▸ **Task goal**
Each line containing the word "Write" needs to be copied.

▸ **Data for processing**

===

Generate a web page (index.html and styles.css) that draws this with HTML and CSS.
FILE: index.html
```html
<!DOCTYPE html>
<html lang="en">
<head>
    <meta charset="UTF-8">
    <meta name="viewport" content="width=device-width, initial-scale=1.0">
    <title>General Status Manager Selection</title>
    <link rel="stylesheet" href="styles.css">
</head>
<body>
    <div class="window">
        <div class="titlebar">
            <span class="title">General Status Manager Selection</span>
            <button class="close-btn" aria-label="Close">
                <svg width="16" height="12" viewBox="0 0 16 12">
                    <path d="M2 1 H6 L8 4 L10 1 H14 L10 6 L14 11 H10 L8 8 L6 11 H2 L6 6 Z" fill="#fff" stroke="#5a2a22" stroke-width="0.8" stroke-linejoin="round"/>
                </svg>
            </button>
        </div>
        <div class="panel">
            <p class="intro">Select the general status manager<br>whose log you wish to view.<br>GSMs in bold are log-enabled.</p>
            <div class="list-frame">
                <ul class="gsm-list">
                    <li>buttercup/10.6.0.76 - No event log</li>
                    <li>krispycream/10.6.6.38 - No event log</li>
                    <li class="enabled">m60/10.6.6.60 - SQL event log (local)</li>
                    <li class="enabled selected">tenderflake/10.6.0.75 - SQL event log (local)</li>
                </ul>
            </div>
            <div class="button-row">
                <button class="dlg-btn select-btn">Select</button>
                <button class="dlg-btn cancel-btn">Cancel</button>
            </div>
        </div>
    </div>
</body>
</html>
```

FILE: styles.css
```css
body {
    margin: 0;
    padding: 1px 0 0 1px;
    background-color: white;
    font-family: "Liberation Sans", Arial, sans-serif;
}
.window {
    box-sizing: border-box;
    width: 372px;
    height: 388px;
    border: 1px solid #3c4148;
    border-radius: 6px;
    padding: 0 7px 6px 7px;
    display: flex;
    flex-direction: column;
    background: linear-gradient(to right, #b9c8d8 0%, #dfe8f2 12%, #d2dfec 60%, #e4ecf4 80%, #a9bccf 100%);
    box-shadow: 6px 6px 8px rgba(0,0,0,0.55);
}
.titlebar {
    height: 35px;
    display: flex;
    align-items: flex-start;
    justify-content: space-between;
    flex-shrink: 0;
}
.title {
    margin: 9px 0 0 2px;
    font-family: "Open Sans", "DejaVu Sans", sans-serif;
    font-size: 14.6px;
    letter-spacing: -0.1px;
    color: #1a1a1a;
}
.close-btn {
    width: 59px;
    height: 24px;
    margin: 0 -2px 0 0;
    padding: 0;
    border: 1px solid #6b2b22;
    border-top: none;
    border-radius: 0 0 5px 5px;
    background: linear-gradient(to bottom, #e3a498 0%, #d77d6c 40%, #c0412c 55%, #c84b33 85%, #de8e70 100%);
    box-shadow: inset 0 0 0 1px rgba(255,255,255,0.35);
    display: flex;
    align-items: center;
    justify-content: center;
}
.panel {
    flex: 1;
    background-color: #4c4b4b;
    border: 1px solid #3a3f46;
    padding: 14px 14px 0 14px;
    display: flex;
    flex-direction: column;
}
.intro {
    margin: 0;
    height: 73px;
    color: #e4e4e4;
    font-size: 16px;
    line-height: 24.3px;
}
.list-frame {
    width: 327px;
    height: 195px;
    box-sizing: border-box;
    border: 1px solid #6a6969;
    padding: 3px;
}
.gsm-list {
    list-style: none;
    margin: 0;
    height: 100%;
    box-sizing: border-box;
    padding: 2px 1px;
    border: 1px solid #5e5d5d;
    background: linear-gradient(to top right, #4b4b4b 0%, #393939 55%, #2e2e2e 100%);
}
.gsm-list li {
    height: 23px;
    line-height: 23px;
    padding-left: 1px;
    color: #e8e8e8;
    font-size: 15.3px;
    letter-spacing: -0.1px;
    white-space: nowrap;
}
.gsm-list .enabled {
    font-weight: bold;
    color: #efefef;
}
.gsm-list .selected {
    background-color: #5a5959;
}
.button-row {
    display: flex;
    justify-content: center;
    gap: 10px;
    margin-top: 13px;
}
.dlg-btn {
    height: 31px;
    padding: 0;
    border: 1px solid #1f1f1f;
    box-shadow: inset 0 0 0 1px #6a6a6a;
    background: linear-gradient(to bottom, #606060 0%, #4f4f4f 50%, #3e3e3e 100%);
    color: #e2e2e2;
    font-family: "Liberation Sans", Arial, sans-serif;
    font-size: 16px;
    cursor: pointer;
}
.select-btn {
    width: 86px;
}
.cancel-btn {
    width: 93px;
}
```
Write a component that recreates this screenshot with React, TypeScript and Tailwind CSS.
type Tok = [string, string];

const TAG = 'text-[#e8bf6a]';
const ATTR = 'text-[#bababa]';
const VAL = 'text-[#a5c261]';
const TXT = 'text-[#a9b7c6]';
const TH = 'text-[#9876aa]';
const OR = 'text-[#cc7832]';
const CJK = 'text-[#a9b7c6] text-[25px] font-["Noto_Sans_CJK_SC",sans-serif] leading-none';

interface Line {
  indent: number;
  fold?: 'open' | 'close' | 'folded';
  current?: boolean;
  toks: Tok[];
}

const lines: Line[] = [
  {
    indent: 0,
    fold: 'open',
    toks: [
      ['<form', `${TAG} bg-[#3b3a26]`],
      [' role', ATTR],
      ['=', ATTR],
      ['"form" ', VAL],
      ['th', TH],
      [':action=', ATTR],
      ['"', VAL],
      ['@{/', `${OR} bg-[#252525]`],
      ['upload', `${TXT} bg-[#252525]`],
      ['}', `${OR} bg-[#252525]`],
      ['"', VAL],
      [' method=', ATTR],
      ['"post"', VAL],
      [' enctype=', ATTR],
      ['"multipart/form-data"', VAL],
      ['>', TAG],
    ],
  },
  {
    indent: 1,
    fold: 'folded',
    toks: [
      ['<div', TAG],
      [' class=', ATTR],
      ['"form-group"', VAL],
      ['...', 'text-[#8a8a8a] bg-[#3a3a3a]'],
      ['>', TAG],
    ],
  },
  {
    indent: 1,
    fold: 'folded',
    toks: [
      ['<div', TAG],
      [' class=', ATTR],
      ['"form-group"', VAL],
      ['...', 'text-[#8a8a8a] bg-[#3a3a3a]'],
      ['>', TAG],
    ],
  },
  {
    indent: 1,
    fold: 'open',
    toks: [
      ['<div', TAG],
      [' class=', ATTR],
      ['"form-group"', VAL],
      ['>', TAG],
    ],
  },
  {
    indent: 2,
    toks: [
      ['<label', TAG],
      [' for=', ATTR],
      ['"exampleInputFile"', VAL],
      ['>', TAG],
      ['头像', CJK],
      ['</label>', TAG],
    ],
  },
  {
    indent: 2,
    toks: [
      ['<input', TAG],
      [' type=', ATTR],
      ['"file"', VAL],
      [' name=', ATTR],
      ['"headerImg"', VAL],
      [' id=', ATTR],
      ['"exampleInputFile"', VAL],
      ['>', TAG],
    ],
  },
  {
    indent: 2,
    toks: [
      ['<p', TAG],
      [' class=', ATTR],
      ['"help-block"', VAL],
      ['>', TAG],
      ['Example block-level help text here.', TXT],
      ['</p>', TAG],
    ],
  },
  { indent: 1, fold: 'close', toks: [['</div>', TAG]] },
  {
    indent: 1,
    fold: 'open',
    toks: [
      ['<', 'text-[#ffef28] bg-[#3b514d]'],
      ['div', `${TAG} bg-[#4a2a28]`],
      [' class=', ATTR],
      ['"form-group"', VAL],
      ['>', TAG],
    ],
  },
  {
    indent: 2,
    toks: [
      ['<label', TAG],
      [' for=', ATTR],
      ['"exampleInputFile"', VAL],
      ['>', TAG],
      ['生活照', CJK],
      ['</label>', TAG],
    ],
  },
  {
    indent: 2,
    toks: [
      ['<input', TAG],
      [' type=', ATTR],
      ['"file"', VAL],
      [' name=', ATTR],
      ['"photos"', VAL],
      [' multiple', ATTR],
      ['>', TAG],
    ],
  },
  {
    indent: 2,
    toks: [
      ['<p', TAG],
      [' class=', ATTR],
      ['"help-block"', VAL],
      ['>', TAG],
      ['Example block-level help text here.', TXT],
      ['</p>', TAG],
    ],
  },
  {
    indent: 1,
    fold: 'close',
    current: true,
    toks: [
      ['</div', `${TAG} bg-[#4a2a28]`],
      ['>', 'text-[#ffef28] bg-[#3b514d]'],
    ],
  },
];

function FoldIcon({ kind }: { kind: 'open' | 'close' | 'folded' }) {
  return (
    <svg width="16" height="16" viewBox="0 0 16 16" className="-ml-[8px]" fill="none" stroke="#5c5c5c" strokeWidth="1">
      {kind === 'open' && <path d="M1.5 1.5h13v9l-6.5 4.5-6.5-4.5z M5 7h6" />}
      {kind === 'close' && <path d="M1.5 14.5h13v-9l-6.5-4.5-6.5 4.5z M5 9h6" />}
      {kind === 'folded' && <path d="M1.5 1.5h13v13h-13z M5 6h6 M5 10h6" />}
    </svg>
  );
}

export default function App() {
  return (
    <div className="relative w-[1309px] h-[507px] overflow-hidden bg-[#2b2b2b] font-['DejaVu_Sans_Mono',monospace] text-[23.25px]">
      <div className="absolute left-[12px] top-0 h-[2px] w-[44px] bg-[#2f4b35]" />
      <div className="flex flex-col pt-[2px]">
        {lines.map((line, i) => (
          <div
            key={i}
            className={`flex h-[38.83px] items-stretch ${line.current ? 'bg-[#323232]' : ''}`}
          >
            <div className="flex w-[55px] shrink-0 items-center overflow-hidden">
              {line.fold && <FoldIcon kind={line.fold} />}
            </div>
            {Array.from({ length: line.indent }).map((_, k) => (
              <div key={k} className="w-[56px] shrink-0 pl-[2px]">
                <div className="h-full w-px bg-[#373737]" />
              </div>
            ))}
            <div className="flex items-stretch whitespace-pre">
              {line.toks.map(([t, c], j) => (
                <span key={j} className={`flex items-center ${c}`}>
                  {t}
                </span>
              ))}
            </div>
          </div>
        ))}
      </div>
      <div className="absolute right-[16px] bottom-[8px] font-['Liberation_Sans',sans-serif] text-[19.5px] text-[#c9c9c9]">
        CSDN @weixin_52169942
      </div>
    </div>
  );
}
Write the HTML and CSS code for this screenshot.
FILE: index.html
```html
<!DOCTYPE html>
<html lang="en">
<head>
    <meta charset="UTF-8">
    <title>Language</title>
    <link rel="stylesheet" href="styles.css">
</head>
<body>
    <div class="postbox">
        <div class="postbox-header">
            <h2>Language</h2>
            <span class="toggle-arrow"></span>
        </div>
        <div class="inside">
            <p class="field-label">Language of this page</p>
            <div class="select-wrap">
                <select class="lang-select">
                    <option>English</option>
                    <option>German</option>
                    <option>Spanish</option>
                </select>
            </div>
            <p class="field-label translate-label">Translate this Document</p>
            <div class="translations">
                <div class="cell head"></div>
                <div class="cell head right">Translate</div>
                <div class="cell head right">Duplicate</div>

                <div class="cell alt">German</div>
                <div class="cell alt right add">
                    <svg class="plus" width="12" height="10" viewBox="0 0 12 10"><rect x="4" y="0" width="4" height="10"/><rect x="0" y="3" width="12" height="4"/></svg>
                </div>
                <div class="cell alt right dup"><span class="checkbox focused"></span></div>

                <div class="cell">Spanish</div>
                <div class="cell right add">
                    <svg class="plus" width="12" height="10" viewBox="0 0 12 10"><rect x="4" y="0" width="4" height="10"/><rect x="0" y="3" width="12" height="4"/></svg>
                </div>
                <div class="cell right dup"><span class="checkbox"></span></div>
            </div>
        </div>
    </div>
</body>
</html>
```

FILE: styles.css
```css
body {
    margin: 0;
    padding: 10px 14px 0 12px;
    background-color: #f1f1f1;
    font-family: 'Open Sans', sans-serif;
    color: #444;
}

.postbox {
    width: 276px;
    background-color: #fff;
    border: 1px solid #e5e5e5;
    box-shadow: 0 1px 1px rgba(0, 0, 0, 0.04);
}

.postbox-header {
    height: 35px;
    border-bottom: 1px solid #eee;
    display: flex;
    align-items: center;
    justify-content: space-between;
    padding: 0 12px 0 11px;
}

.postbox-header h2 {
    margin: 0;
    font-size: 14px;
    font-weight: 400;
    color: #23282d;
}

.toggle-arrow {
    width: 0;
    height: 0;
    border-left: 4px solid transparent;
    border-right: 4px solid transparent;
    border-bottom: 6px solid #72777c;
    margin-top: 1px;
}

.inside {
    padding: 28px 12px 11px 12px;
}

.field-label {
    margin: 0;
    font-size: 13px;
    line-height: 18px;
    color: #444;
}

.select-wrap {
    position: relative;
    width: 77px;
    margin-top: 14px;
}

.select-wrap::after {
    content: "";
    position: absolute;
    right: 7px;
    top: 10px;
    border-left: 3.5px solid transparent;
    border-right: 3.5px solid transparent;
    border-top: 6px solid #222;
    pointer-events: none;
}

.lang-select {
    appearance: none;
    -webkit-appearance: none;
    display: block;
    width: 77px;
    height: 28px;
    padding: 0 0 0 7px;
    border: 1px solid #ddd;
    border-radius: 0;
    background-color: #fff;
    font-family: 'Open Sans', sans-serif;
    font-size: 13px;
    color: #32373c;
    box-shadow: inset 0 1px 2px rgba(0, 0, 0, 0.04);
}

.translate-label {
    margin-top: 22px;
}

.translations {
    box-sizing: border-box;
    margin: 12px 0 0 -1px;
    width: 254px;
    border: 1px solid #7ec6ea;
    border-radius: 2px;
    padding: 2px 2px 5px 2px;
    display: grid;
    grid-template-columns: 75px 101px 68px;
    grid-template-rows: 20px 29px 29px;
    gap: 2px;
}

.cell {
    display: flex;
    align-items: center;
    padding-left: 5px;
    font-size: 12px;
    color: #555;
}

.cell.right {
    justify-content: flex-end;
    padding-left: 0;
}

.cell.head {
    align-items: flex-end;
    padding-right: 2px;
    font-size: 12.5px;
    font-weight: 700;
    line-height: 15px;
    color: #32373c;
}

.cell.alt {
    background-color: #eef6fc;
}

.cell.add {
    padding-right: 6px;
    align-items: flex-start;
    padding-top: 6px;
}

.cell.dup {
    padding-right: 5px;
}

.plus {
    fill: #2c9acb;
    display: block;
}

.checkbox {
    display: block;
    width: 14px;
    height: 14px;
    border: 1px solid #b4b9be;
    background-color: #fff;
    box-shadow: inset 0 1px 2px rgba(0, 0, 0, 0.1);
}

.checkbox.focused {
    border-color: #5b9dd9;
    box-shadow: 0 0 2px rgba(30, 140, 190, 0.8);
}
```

===

▸ **Full response**
Write a component that recreates this screenshot with React, TypeScript and Tailwind CSS.
Write the HTML and CSS code for this screenshot.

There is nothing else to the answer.